Pabrik Tekstil Kena Turbulensi: Penjualan Seret, Gudang Penuh
Efrem Siregar, CNBC Indonesia
09 September 2019 14:23

Jakarta, CNBC Indonesia - Industri hulu Tekstil dan Produk Tesktil (TPT) tengah menghadapi rserbuan bahan baku impor. Serapan bahan baku dari domestik terganggu, sehingga penjualan pun lesu hingga berdampak pada arus kas banyak industri.
Ketua Umum Asosiasi Pertekstilan Indonesia (API) Ade Sudrajat mengakuinya dampak penjualan merembet pada keuangan perusahaan. Industri hilir seperti garmen banyak mendapatkan pasokan kain dari impor, sedangkan produsen kain lokal termasuk benang kena dampaknya.

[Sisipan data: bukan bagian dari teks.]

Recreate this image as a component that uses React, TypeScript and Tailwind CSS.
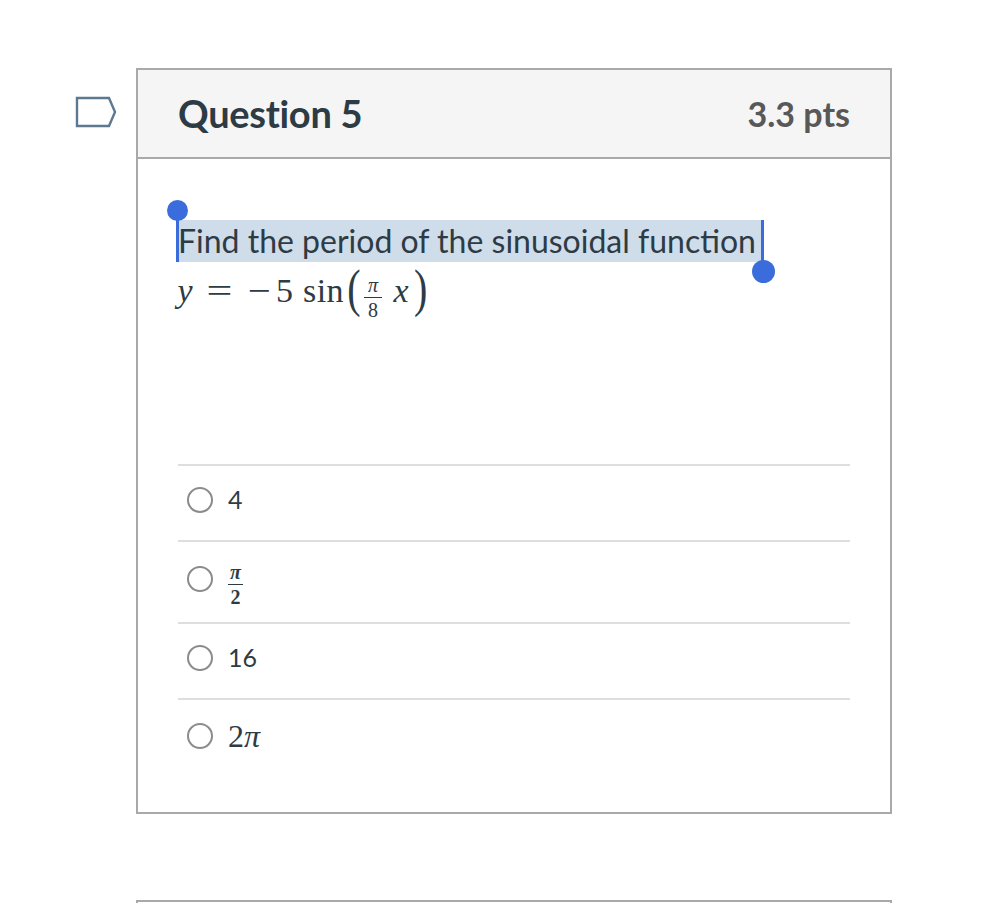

"Tentu ada penjualan mulai seret, gudang penuh, cashflow pasti kena di beberapa industri," kata Ade saat diskusi Penyelamatan Industri TPT Nasional di kantor Kadin, Jakarta, Senin (9/9/2019).
Selain serapan minim, keadaan tersebut berhubungan juga dengan strategi manajemen perusahaan. Pengusaha sebisa mungkin mengimbangi pemasaran antara ekspor dan domestik seimbang.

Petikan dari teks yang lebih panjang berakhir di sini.